A successful DGI portfolio can be created using very simple criteria.

Just a couple of hours every quarter is all that is necessary to manage a well-designed DGI portfolio.

My K.I.S.S. portfolio continues to provide acceptable (to me) dividend growth, and it has started to catch up from its underperformance from last year in terms of total return.

As I discussed in my last update, 2015 was a tough year for my K.I.S.S. portfolio. I entered the year over weighted with energy stocks, and the weakness of the whole sector through 2015 significantly affected my overall portfolio returns. I trailed the S&P 500, as measured by the SPDR S&P 500 Trust ETF (SPY), and the other dividend benchmarks I use, the SPDR Dividend ETF (SDY) and the Vanguard Dividend Growth Fund (VDIGX), in terms of total return throughout the year. But 2016 is a new year and already my portfolio has been turning things around. Energy stocks have at least stabilized, and in some cases turned around. But I'll discuss my returns this quarter later on. For now I will remind everyone that my portfolio is a dividend growth portfolio, and by this metric it continues to perform very well. Since dividend income is my ultimate goal, and it is this income that will support me in retirement, I'm quite comfortable with my portfolio's performance last year. And as the energy sector continues to rebound in the future I expect my total return will continue to improve.

Having said that, allow me to present my 2015 year-end portfolio update, and the details of the K.I.S.S. portfolio's performance.

Review of Fourth-Quarter Contributions and Dividends

These are the total dividends I received over the past three months, and the comparison (in parenthesis) to the same months during 2015:

January: $2,401.49 ($2,534.04) (-5.23%)

February: $3,466.61 ($2,787.79) (+24.33%)

March: $4,617.57 ($3,434.87) (+34.43%)

Total dividends collected in the fourth quarter: $10,485.16, an increase of 19.74% over the first quarter of last year.

Total fourth-quarter 401K contributions added to the account, including catch-up contributions: $1,500.
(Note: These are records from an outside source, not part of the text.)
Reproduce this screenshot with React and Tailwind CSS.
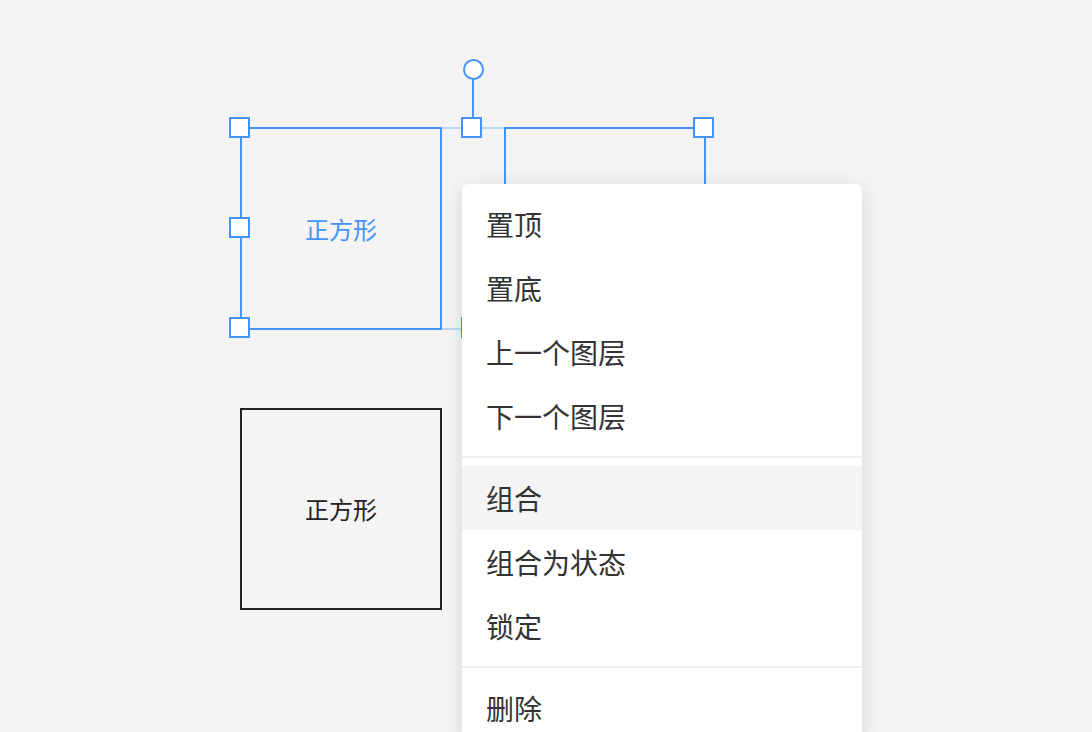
import React from 'react';

const font = { fontFamily: '"Noto Sans CJK SC", "Noto Sans", sans-serif' };

const Handle = ({ className }) => (
  <div className={`absolute w-[21px] h-[21px] bg-white border-2 border-[#4394f6] ${className}`} />
);

const MenuItem = ({ label, active }) => (
  <div className={`h-16 px-6 flex items-center text-[28px] text-[#333333] ${active ? 'bg-[#f4f4f4]' : ''}`}>
    {label}
  </div>
);

const Divider = () => <div className="my-2 h-[2px] bg-[#eeeeee]" />;

const App = () => {
  return (
    <div className="relative w-[1092px] h-[732px] overflow-hidden bg-[#f4f4f4]" style={font}>
      {/* selection outline between shapes */}
      <div className="absolute left-[442px] top-[127px] w-[62px] h-[2px] bg-[#bfd6f4]" />
      <div className="absolute left-[442px] top-[328px] w-[62px] h-[2px] bg-[#bfd6f4]" />

      {/* selected square */}
      <div className="absolute left-[240px] top-[127px] w-[202px] h-[203px] border-2 border-[#4394f6] flex items-center justify-center">
        <span className="text-2xl text-[#4394f6]">正方形</span>
      </div>

      {/* second selected shape */}
      <div className="absolute left-[504px] top-[127px] w-[202px] h-[203px] border-2 border-[#4394f6]" />

      {/* rotate handle */}
      <div className="absolute left-[472px] top-[79px] w-[2px] h-[40px] bg-[#4394f6]" />
      <div className="absolute left-[463px] top-[59px] w-[21px] h-[21px] rounded-full bg-white border-2 border-[#4394f6]" />

      <Handle className="left-[229px] top-[117px]" />
      <Handle className="left-[461px] top-[117px]" />
      <Handle className="left-[693px] top-[117px]" />
      <Handle className="left-[229px] top-[217px]" />
      <Handle className="left-[229px] top-[317px]" />
      <Handle className="left-[461px] top-[317px]" />

      {/* plain square */}
      <div className="absolute left-[240px] top-[408px] w-[202px] h-[202px] border-2 border-[#222222] flex items-center justify-center">
        <span className="text-2xl text-[#222222]">正方形</span>
      </div>

      {/* context menu */}
      <div className="absolute left-[462px] top-[184px] w-[400px] py-2 bg-white rounded-md shadow-[0_4px_20px_rgba(0,0,0,0.12)]">
        <MenuItem label="置顶" />
        <MenuItem label="置底" />
        <MenuItem label="上一个图层" />
        <MenuItem label="下一个图层" />
        <Divider />
        <MenuItem label="组合" active />
        <MenuItem label="组合为状态" />
        <MenuItem label="锁定" />
        <Divider />
        <MenuItem label="删除" />
      </div>
    </div>
  );
};

export default App;
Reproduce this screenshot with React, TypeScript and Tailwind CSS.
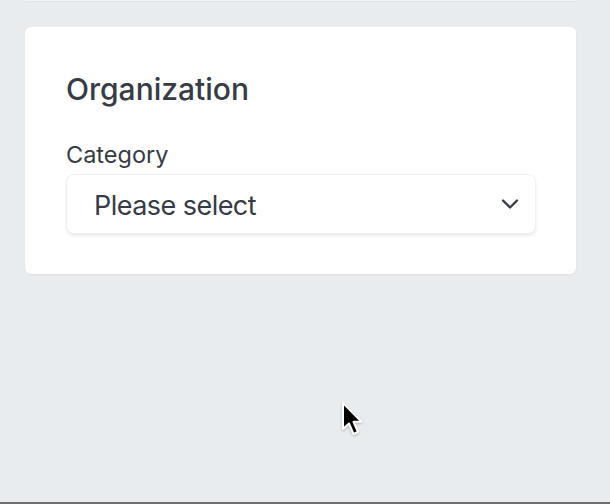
import React from "react";

export default function App() {
  return (
    <div
      className="relative flex h-[504px] w-[610px] flex-col bg-[#e9ecee]"
      style={{ fontFamily: 'Inter, "Noto Sans", sans-serif' }}
    >
      <div className="ml-[25px] mr-[34px] h-[1px] rounded-b-md bg-[#f2f3f4] shadow-[0_1px_1px_rgba(0,0,0,0.04)]" />
      <div className="ml-[25px] mr-[34px] mt-[26px] flex h-[247px] flex-col rounded-md bg-white px-[41px] pt-[44px] shadow-[0_1px_2px_rgba(0,0,0,0.05)]">
        <h2 className="text-[30px] font-medium leading-[36px] text-[#363b45]">
          Organization
        </h2>
        <label className="mt-[34px] text-[23.5px] leading-[28px] text-[#363b45]">
          Category
        </label>
        <div className="mt-[5px] flex h-[60px] w-[470px] items-center justify-between rounded-lg border border-[#eef0f1] bg-white pl-[27px] pr-[16px] shadow-[0_2px_3px_rgba(0,0,0,0.08)]">
          <span className="pt-[3px] text-[27px] leading-[32px] tracking-[-0.02em] text-[#363b45]">
            Please select
          </span>
          <svg width="18" height="12" viewBox="0 0 18 12" fill="none" stroke="#363b45" strokeWidth="2.3" strokeLinecap="round" strokeLinejoin="round">
            <path d="M2 2.5 L9 9.5 L16 2.5" />
          </svg>
        </div>
      </div>
      <div className="flex-1" />
      <div className="h-[2px] bg-[#6e6e6e]" />
      <svg
        className="absolute left-[340px] top-[400px]"
        width="28"
        height="40"
        viewBox="0 0 28 40"
      >
        <path
          d="M3 3 L3 29 L9 23.5 L13.5 34 L18 32 L13.5 21.8 L21.5 21.8 Z"
          fill="#000"
          stroke="#fff"
          strokeWidth="2"
          strokeLinejoin="round"
          style={{ filter: "drop-shadow(0 1px 1px rgba(0,0,0,0.25))" }}
        />
      </svg>
    </div>
  );
}
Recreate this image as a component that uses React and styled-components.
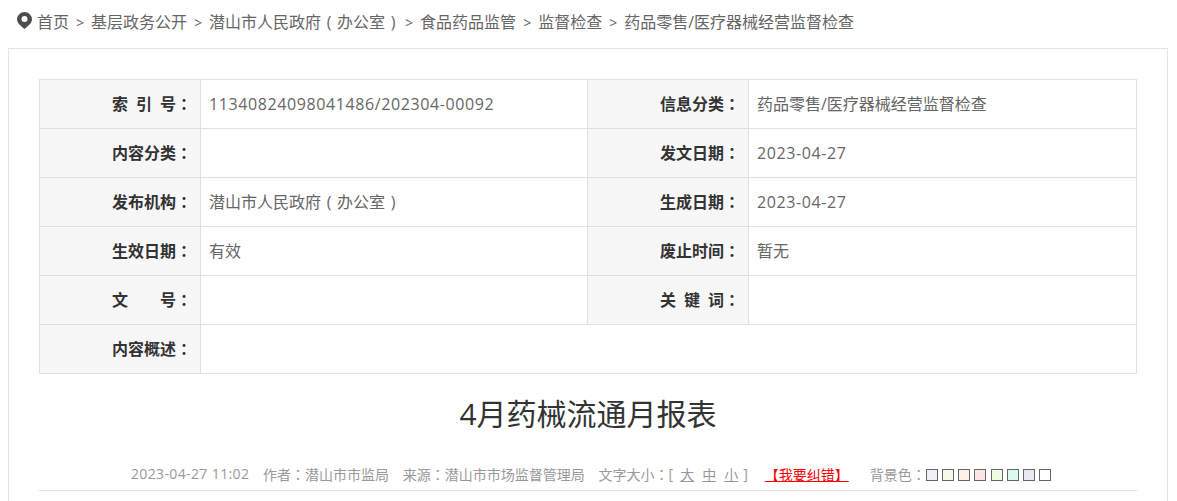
import styled, { createGlobalStyle } from "styled-components";

const GlobalStyle = createGlobalStyle`
  html, body {
    margin: 0;
    padding: 0;
    height: 501px;
    overflow: hidden;
    background: #fff;
    font-family: "Open Sans", "Noto Sans CJK SC", sans-serif;
  }
`;

const Page = styled.div`
  width: 1177px;
  height: 501px;
  overflow: hidden;
`;

const Crumbs = styled.div`
  display: flex;
  align-items: center;
  height: 48px;
  padding-left: 17px;
  padding-bottom: 7px;
  box-sizing: border-box;
  font-size: 16px;
  color: #666;
  white-space: nowrap;
`;

const PinIcon = styled.svg`
  width: 15px;
  height: 17px;
  margin-right: 5px;
  margin-top: -1px;
  fill: #4d4d4d;
`;

const Sep = styled.span`
  margin: 0 7px;
  font-size: 14px;
`;

const Panel = styled.div`
  width: 1160px;
  height: 460px;
  margin-left: 8px;
  padding: 30px 30px 0;
  box-sizing: border-box;
  border: 1px solid #e5e5e5;
`;

const InfoTable = styled.table`
  width: 1097px;
  border-collapse: collapse;
  table-layout: fixed;
  font-size: 16px;
`;

const Row = styled.tr`
  height: 49px;
`;

const Label = styled.th`
  padding: 0 8px 2px 0;
  box-sizing: border-box;
  border: 1px solid #e0e0e0;
  background: #f7f7f7;
  color: #333;
  font-size: 16px;
  font-weight: 700;
  text-align: right;
  white-space: pre;
`;

const Value = styled.td`
  padding: 0 8px ${(p) => (p.$num ? "0" : "2px")};
  border: 1px solid #e0e0e0;
  color: #666;
  white-space: nowrap;
  letter-spacing: ${(p) => (p.$num ? "0.6px" : "0")};
`;

// centred full-width colons, the SC face sets them to one side
const Colon = styled.span`
  font-family: "Noto Sans CJK TC", sans-serif;
`;

const Paren = styled.span`
  display: inline-block;
  width: 1em;
  margin-right: ${(p) => (p.$close ? "-3px" : "0")};
  text-align: center;
`;

const Title = styled.h1`
  margin: 19px 0 0;
  height: 42px;
  line-height: 42px;
  font-size: 30px;
  font-weight: 400;
  color: #333;
  text-align: center;
`;

const Meta = styled.div`
  display: flex;
  align-items: center;
  height: 27px;
  margin-top: 25px;
  padding-left: 92px;
  padding-bottom: 3px;
  border-bottom: 1px solid #e0e0e0;
  font-size: 14px;
  color: #999;
  white-space: nowrap;
`;

const MetaItem = styled.span`
  margin-right: 13.75px;
  letter-spacing: ${(p) => (p.$num ? "0.37px" : "0")};
`;

const SizeLink = styled.span`
  margin: 0 1px 0 7px;
  text-decoration: underline;
`;

const Bracket = styled.span`
  margin-left: 4px;
`;

const ReportLink = styled.span`
  margin: 0 21px 0 17px;
  color: #f00;
  text-decoration: underline;
`;

const Swatch = styled.span`
  width: 10px;
  height: 10px;
  margin: 2px 4.2px 0 0;
  border: 1px solid #666;
  background: ${(p) => p.$color};
`;

const punct = (text) =>
  text.split(/([：（）])/).map((part, i) => {
    if (part === "：") return <Colon key={i}>{part}</Colon>;
    if (part === "（") return <Paren key={i}>(</Paren>;
    if (part === "）") return <Paren key={i} $close>)</Paren>;
    return part;
  });

const rows = [
  ["索\u2002引\u2002号：", "11340824098041486/202304-00092", "信息分类：", "药品零售/医疗器械经营监督检查"],
  ["内容分类：", "", "发文日期：", "2023-04-27"],
  ["发布机构：", "潜山市人民政府（办公室）", "生成日期：", "2023-04-27"],
  ["生效日期：", "有效", "废止时间：", "暂无"],
  ["文\u3000\u3000号：", "", "关\u2002键\u2002词：", ""],
];

const crumbs = ["基层政务公开", "潜山市人民政府（办公室）", "食品药品监管", "监督检查", "药品零售/医疗器械经营监督检查"];

const swatches = ["#eef1f6", "#f6f9e8", "#fdf1e6", "#fce6e3", "#effce3", "#dcf8f1", "#e9e9ef", "#ffffff"];

const isNum = (s) => /^[\d/-]+$/.test(s);

export default function App() {
  return (
    <Page>
      <GlobalStyle />
      <Crumbs>
        <PinIcon viewBox="0 0 15 17">
          <path fillRule="evenodd" d="M7.500 0A7.500 7.500 0 0 1 15 7.500c0 3.500-4.500 7-7.500 9.500C4.500 14.500 0 11 0 7.500A7.500 7.500 0 0 1 7.500 0zm0 4a3 3 0 1 0 0 6 3 3 0 0 0 0-6z" />
        </PinIcon>
        首页
        {crumbs.map((c) => (
          <span key={c}>
            <Sep>&gt;</Sep>
            {punct(c)}
          </span>
        ))}
      </Crumbs>
      <Panel>
        <InfoTable>
          <colgroup>
            <col width="161" />
            <col width="387" />
            <col width="161" />
            <col width="388" />
          </colgroup>
          <tbody>
            {rows.map((r) => (
              <Row key={r[0]}>
                <Label>{punct(r[0])}</Label>
                <Value $num={isNum(r[1])}>{punct(r[1])}</Value>
                <Label>{punct(r[2])}</Label>
                <Value $num={isNum(r[3])}>{r[3]}</Value>
              </Row>
            ))}
            <Row>
              <Label>{punct("内容概述：")}</Label>
              <Value colSpan={3}></Value>
            </Row>
          </tbody>
        </InfoTable>
        <Title>4月药械流通月报表</Title>
        <Meta>
          <MetaItem $num>2023-04-27 11:02</MetaItem>
          <MetaItem>{punct("作者：潜山市市监局")}</MetaItem>
          <MetaItem>{punct("来源：潜山市市场监督管理局")}</MetaItem>
          {punct("文字大小：")}[
          <SizeLink>大</SizeLink>
          <SizeLink>中</SizeLink>
          <SizeLink>小</SizeLink>
          <Bracket>]</Bracket>
          <ReportLink>【我要纠错】</ReportLink>
          {punct("背景色：")}
          {swatches.map((s) => (
            <Swatch key={s} $color={s} />
          ))}
        </Meta>
      </Panel>
    </Page>
  );
}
So the total funds available for investment this past quarter was $11,752.44, not including the funds from my stock sales.

The K.I.S.S. System

Over the past three years, I have been developing and refining my Keep It Simple, Stupid (K.I.S.S.) system for creating a dividend growth portfolio. The system I developed has been discussed in my previous updates, but as a quick summary, my criteria for buying stocks are as follows:

For Purchase of Regular stocks

  • The stock is on the Dividend Champions, Contenders and Challengers (NYSE:CCC) list (as compiled by David Fish)
  • The payout ratio < 60%
  • For stocks with a yield between 2.0-2.5%, the Chowder Number (Dividend yield + 5yr dividend growth rate) >16
  • For stocks with a yield between 2.5-3.0%, the Chowder Number (Dividend yield + 5yr dividend growth rate) >14
  • For stocks with a yield greater than 3.0%, the Chowder Number (Dividend yield + 5yr dividend growth rate) >12
  • A Quality Rating of A- or better from S&P
  • F.A.S.T. Graph shows a 10-year uptrend in earnings
  • F.A.S.T. Graph shows that the stock is not overvalued.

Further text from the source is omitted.